Exercise input –
--- start ---
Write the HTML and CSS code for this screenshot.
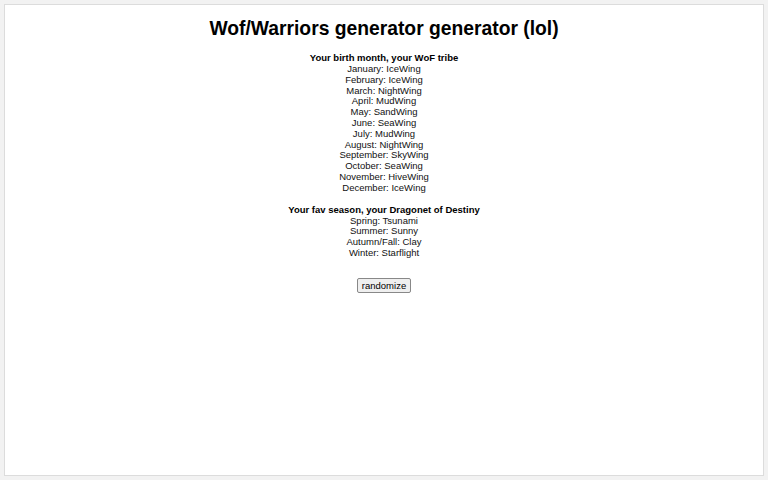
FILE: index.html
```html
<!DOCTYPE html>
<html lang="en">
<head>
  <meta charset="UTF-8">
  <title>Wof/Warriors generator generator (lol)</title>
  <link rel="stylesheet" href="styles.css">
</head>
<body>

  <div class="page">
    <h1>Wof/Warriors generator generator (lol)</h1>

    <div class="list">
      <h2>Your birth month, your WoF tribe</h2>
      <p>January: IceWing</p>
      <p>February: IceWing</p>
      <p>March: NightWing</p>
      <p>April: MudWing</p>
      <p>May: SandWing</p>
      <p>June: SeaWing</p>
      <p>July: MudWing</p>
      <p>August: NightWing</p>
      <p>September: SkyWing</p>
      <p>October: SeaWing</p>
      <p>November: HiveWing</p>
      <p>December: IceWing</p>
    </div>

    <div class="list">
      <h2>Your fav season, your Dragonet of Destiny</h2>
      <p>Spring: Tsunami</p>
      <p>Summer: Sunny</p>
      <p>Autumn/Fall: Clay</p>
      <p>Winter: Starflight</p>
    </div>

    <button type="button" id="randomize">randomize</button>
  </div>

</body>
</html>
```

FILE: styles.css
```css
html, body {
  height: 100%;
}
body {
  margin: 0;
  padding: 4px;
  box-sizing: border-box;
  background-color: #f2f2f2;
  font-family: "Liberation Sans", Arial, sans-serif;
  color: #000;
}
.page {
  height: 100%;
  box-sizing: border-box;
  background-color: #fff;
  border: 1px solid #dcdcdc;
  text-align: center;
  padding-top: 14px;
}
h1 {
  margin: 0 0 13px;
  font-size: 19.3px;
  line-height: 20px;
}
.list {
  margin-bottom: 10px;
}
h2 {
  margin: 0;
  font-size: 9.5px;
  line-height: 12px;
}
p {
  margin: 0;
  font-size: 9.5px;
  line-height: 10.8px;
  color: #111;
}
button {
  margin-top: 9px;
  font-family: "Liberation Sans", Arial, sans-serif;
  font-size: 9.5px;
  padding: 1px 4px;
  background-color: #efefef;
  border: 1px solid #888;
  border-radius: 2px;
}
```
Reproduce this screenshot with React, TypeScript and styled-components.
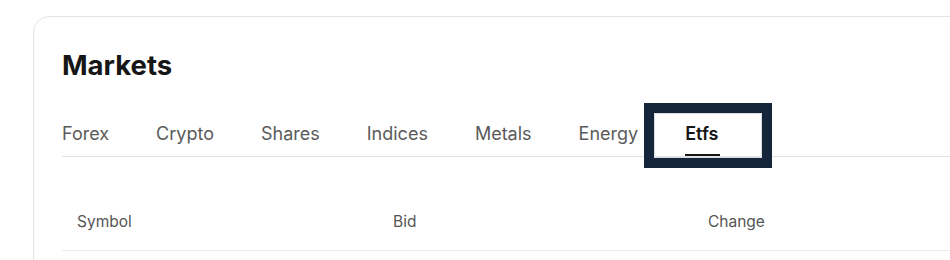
--- end ---
Given task – Copy the whole listing above word for word but do not carry over the pictures.

Full answer –
Write the HTML and CSS code for this screenshot.
FILE: index.html
```html
<!DOCTYPE html>
<html lang="en">
<head>
  <meta charset="UTF-8">
  <title>Wof/Warriors generator generator (lol)</title>
  <link rel="stylesheet" href="styles.css">
</head>
<body>

  <div class="page">
    <h1>Wof/Warriors generator generator (lol)</h1>

    <div class="list">
      <h2>Your birth month, your WoF tribe</h2>
      <p>January: IceWing</p>
      <p>February: IceWing</p>
      <p>March: NightWing</p>
      <p>April: MudWing</p>
      <p>May: SandWing</p>
      <p>June: SeaWing</p>
      <p>July: MudWing</p>
      <p>August: NightWing</p>
      <p>September: SkyWing</p>
      <p>October: SeaWing</p>
      <p>November: HiveWing</p>
      <p>December: IceWing</p>
    </div>

    <div class="list">
      <h2>Your fav season, your Dragonet of Destiny</h2>
      <p>Spring: Tsunami</p>
      <p>Summer: Sunny</p>
      <p>Autumn/Fall: Clay</p>
      <p>Winter: Starflight</p>
    </div>

    <button type="button" id="randomize">randomize</button>
  </div>

</body>
</html>
```

FILE: styles.css
```css
html, body {
  height: 100%;
}
body {
  margin: 0;
  padding: 4px;
  box-sizing: border-box;
  background-color: #f2f2f2;
  font-family: "Liberation Sans", Arial, sans-serif;
  color: #000;
}
.page {
  height: 100%;
  box-sizing: border-box;
  background-color: #fff;
  border: 1px solid #dcdcdc;
  text-align: center;
  padding-top: 14px;
}
h1 {
  margin: 0 0 13px;
  font-size: 19.3px;
  line-height: 20px;
}
.list {
  margin-bottom: 10px;
}
h2 {
  margin: 0;
  font-size: 9.5px;
  line-height: 12px;
}
p {
  margin: 0;
  font-size: 9.5px;
  line-height: 10.8px;
  color: #111;
}
button {
  margin-top: 9px;
  font-family: "Liberation Sans", Arial, sans-serif;
  font-size: 9.5px;
  padding: 1px 4px;
  background-color: #efefef;
  border: 1px solid #888;
  border-radius: 2px;
}
```
Reproduce this screenshot with React, TypeScript and styled-components.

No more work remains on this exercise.